— start of Data lines —

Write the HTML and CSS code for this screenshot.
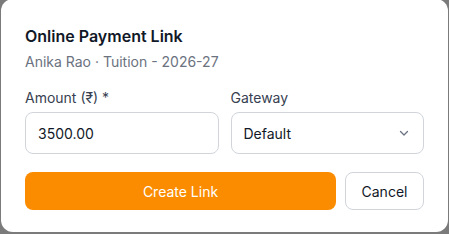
FILE: index.html
```html
<!DOCTYPE html>
<html>
<head>
<meta charset="utf-8">
<link rel="stylesheet" href="styles.css">
</head>
<body>
<div class="dialog">
  <h2 class="title">Online Payment Link</h2>
  <p class="subtitle">Anika Rao · Tuition - 2026-27</p>
  <div class="fields">
    <div class="field">
      <label class="label">Amount (₹) *</label>
      <div class="input">3500.00</div>
    </div>
    <div class="field">
      <label class="label">Gateway</label>
      <div class="input select">
        <span>Default</span>
        <svg class="chev" width="12" height="12" viewBox="0 0 12 12"><path d="M2.5 4.5 L6 8 L9.5 4.5" fill="none" stroke="#6b7280" stroke-width="1.3" stroke-linecap="round" stroke-linejoin="round"/></svg>
      </div>
    </div>
  </div>
  <div class="actions">
    <button class="btn primary">Create Link</button>
    <button class="btn secondary">Cancel</button>
  </div>
</div>
</body>
</html>
```
FILE: styles.css
```css
* { box-sizing: border-box; }
html, body { margin: 0; padding: 0; }
body {
  background: #7b7b7b;
  width: 449px;
  height: 234px;
  overflow: hidden;
  font-family: Inter, "Noto Sans", sans-serif;
}
.dialog {
  margin: -1px 0 0 1px;
  width: 447px;
  height: 233px;
  background: #ffffff;
  border-radius: 12px;
  padding: 25px 24px 24px 24px;
}
.title {
  margin: 0;
  font-size: 16px;
  line-height: 24px;
  font-weight: 600;
  color: #111827;
}
.subtitle {
  margin: 4px 0 0 0;
  font-size: 14px;
  line-height: 20px;
  color: #6b7280;
}
.fields {
  margin-top: 16px;
  display: grid;
  grid-template-columns: 1fr 1fr;
  gap: 12px;
}
.field { display: flex; flex-direction: column; }
.label {
  font-size: 14px;
  line-height: 20px;
  color: #374151;
  margin-bottom: 4px;
}
.input {
  height: 42px;
  border: 1px solid #d1d5db;
  border-radius: 8px;
  padding: 0 12px;
  display: flex;
  align-items: center;
  font-size: 14px;
  color: #111827;
}
.select { justify-content: space-between; padding-right: 13px; }
.chev { display: block; }
.actions {
  margin-top: 18px;
  display: flex;
  gap: 9px;
}
.btn {
  height: 38px;
  border-radius: 8px;
  font-family: Inter, "Noto Sans", sans-serif;
  font-size: 14px;
  cursor: pointer;
}
.primary {
  flex: 1;
  background: #fb8c00;
  color: #ffffff;
  border: none;
}
.secondary {
  width: 79px;
  background: #ffffff;
  color: #111827;
  border: 1px solid #d1d5db;
}
```
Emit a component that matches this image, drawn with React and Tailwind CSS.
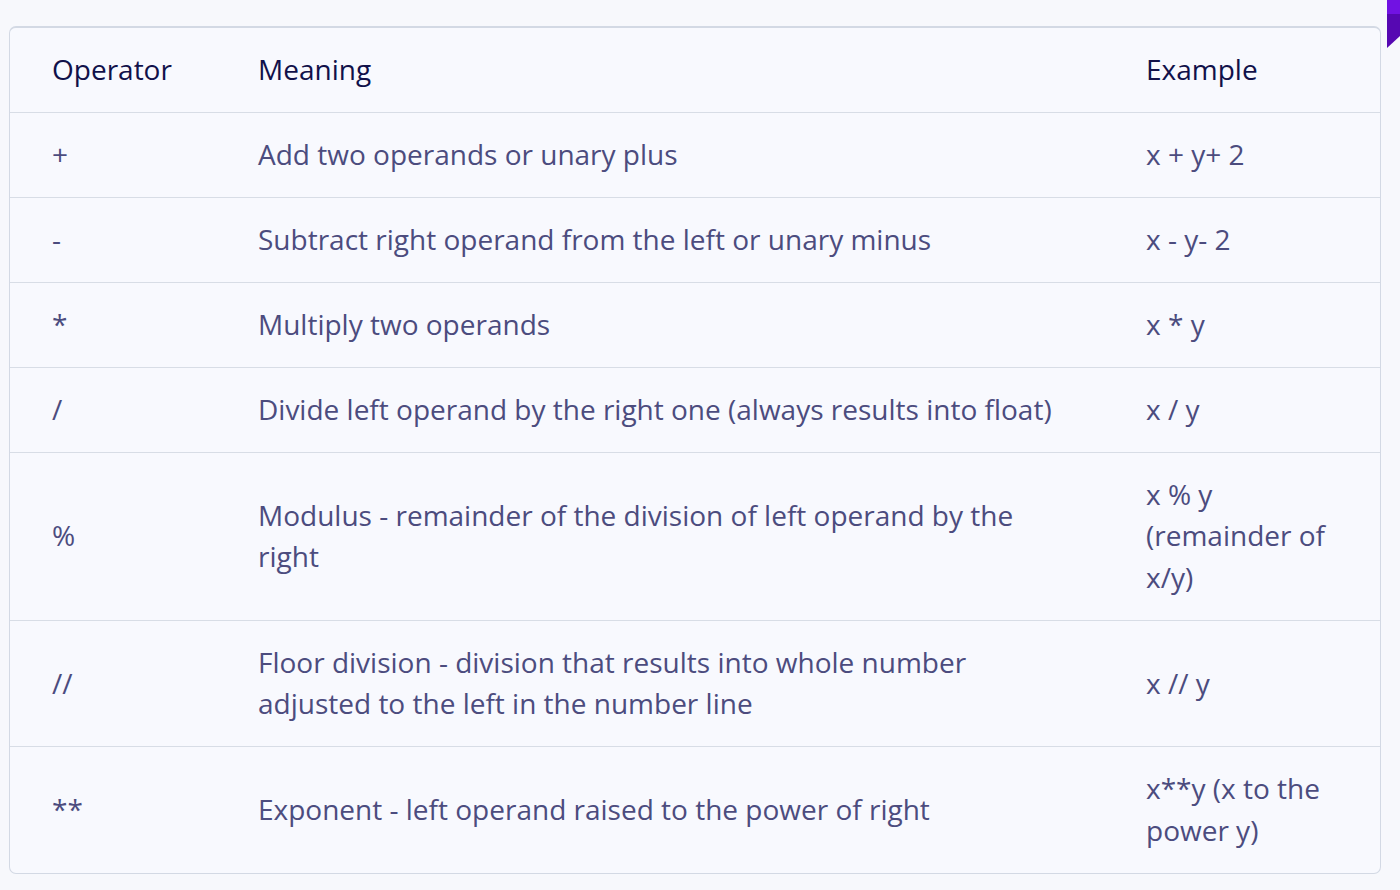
const rows = [
  { op: "+", meaning: "Add two operands or unary plus", example: "x + y+ 2" },
  { op: "-", meaning: "Subtract right operand from the left or unary minus", example: "x - y- 2" },
  { op: "*", meaning: "Multiply two operands", example: "x * y" },
  { op: "/", meaning: "Divide left operand by the right one (always results into float)", example: "x / y" },
  { op: "%", meaning: "Modulus - remainder of the division of left operand by the right", example: "x % y (remainder of x/y)" },
  { op: "//", meaning: "Floor division - division that results into whole number adjusted to the left in the number line", example: "x // y" },
  { op: "**", meaning: "Exponent - left operand raised to the power of right", example: "x**y (x to the power y)" },
];

export default function App() {
  return (
    <div
      className="relative min-h-screen bg-[#f7f8fc] pt-[26px] pl-[9px] pr-[19px]"
      style={{ fontFamily: "'Open Sans', 'Noto Sans', sans-serif" }}
    >
      {/* purple corner */}
      <div className="absolute right-0 top-0 w-[13px] h-[48px]">
        <div className="h-[14px] bg-[#7112e3]" />
        <div
          className="h-[34px] bg-[#5608b2]"
          style={{ clipPath: "polygon(0 0, 100% 0, 100% 65%, 0 100%)" }}
        />
      </div>

      <div className="w-[1372px] overflow-hidden rounded-[7px] border border-t-2 border-[#d3d9e4] bg-[#f8f9fe]">
        <table className="w-full table-fixed border-collapse text-[28px] leading-[41.5px]">
          <colgroup>
            <col className="w-[206px]" />
            <col />
            <col className="w-[276px]" />
          </colgroup>
          <thead>
            <tr className="text-[#11114a]">
              <th className="h-[84px] pl-[42px] text-left font-normal">Operator</th>
              <th className="pl-[42px] pr-[48px] text-left font-normal">Meaning</th>
              <th className="pl-[42px] pr-[49px] text-left font-normal">Example</th>
            </tr>
          </thead>
          <tbody className="text-[#4c4c7e]">
            {rows.map((r) => (
              <tr key={r.op} className="border-t border-[#d8dde6]">
                <td className="pl-[42px] py-[21.25px] align-middle">{r.op}</td>
                <td className="pl-[42px] pr-[48px] py-[21.25px] align-middle">{r.meaning}</td>
                <td className="pl-[42px] pr-[49px] py-[21.25px] align-middle">{r.example}</td>
              </tr>
            ))}
          </tbody>
        </table>
      </div>
    </div>
  );
}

— end of Data lines —

• _Task details_:
Exclude the pictures. Write out the remaining data exactly.

• _Output for this task_:
Write the HTML and CSS code for this screenshot.
FILE: index.html
```html
<!DOCTYPE html>
<html>
<head>
<meta charset="utf-8">
<link rel="stylesheet" href="styles.css">
</head>
<body>
<div class="dialog">
  <h2 class="title">Online Payment Link</h2>
  <p class="subtitle">Anika Rao · Tuition - 2026-27</p>
  <div class="fields">
    <div class="field">
      <label class="label">Amount (₹) *</label>
      <div class="input">3500.00</div>
    </div>
    <div class="field">
      <label class="label">Gateway</label>
      <div class="input select">
        <span>Default</span>
        <svg class="chev" width="12" height="12" viewBox="0 0 12 12"><path d="M2.5 4.5 L6 8 L9.5 4.5" fill="none" stroke="#6b7280" stroke-width="1.3" stroke-linecap="round" stroke-linejoin="round"/></svg>
      </div>
    </div>
  </div>
  <div class="actions">
    <button class="btn primary">Create Link</button>
    <button class="btn secondary">Cancel</button>
  </div>
</div>
</body>
</html>
```
FILE: styles.css
```css
* { box-sizing: border-box; }
html, body { margin: 0; padding: 0; }
body {
  background: #7b7b7b;
  width: 449px;
  height: 234px;
  overflow: hidden;
  font-family: Inter, "Noto Sans", sans-serif;
}
.dialog {
  margin: -1px 0 0 1px;
  width: 447px;
  height: 233px;
  background: #ffffff;
  border-radius: 12px;
  padding: 25px 24px 24px 24px;
}
.title {
  margin: 0;
  font-size: 16px;
  line-height: 24px;
  font-weight: 600;
  color: #111827;
}
.subtitle {
  margin: 4px 0 0 0;
  font-size: 14px;
  line-height: 20px;
  color: #6b7280;
}
.fields {
  margin-top: 16px;
  display: grid;
  grid-template-columns: 1fr 1fr;
  gap: 12px;
}
.field { display: flex; flex-direction: column; }
.label {
  font-size: 14px;
  line-height: 20px;
  color: #374151;
  margin-bottom: 4px;
}
.input {
  height: 42px;
  border: 1px solid #d1d5db;
  border-radius: 8px;
  padding: 0 12px;
  display: flex;
  align-items: center;
  font-size: 14px;
  color: #111827;
}
.select { justify-content: space-between; padding-right: 13px; }
.chev { display: block; }
.actions {
  margin-top: 18px;
  display: flex;
  gap: 9px;
}
.btn {
  height: 38px;
  border-radius: 8px;
  font-family: Inter, "Noto Sans", sans-serif;
  font-size: 14px;
  cursor: pointer;
}
.primary {
  flex: 1;
  background: #fb8c00;
  color: #ffffff;
  border: none;
}
.secondary {
  width: 79px;
  background: #ffffff;
  color: #111827;
  border: 1px solid #d1d5db;
}
```
Emit a component that matches this image, drawn with React and Tailwind CSS.
const rows = [
  { op: "+", meaning: "Add two operands or unary plus", example: "x + y+ 2" },
  { op: "-", meaning: "Subtract right operand from the left or unary minus", example: "x - y- 2" },
  { op: "*", meaning: "Multiply two operands", example: "x * y" },
  { op: "/", meaning: "Divide left operand by the right one (always results into float)", example: "x / y" },
  { op: "%", meaning: "Modulus - remainder of the division of left operand by the right", example: "x % y (remainder of x/y)" },
  { op: "//", meaning: "Floor division - division that results into whole number adjusted to the left in the number line", example: "x // y" },
  { op: "**", meaning: "Exponent - left operand raised to the power of right", example: "x**y (x to the power y)" },
];

export default function App() {
  return (
    <div
      className="relative min-h-screen bg-[#f7f8fc] pt-[26px] pl-[9px] pr-[19px]"
      style={{ fontFamily: "'Open Sans', 'Noto Sans', sans-serif" }}
    >
      {/* purple corner */}
      <div className="absolute right-0 top-0 w-[13px] h-[48px]">
        <div className="h-[14px] bg-[#7112e3]" />
        <div
          className="h-[34px] bg-[#5608b2]"
          style={{ clipPath: "polygon(0 0, 100% 0, 100% 65%, 0 100%)" }}
        />
      </div>

      <div className="w-[1372px] overflow-hidden rounded-[7px] border border-t-2 border-[#d3d9e4] bg-[#f8f9fe]">
        <table className="w-full table-fixed border-collapse text-[28px] leading-[41.5px]">
          <colgroup>
            <col className="w-[206px]" />
            <col />
            <col className="w-[276px]" />
          </colgroup>
          <thead>
            <tr className="text-[#11114a]">
              <th className="h-[84px] pl-[42px] text-left font-normal">Operator</th>
              <th className="pl-[42px] pr-[48px] text-left font-normal">Meaning</th>
              <th className="pl-[42px] pr-[49px] text-left font-normal">Example</th>
            </tr>
          </thead>
          <tbody className="text-[#4c4c7e]">
            {rows.map((r) => (
              <tr key={r.op} className="border-t border-[#d8dde6]">
                <td className="pl-[42px] py-[21.25px] align-middle">{r.op}</td>
                <td className="pl-[42px] pr-[48px] py-[21.25px] align-middle">{r.meaning}</td>
                <td className="pl-[42px] pr-[49px] py-[21.25px] align-middle">{r.example}</td>
              </tr>
            ))}
          </tbody>
        </table>
      </div>
    </div>
  );
}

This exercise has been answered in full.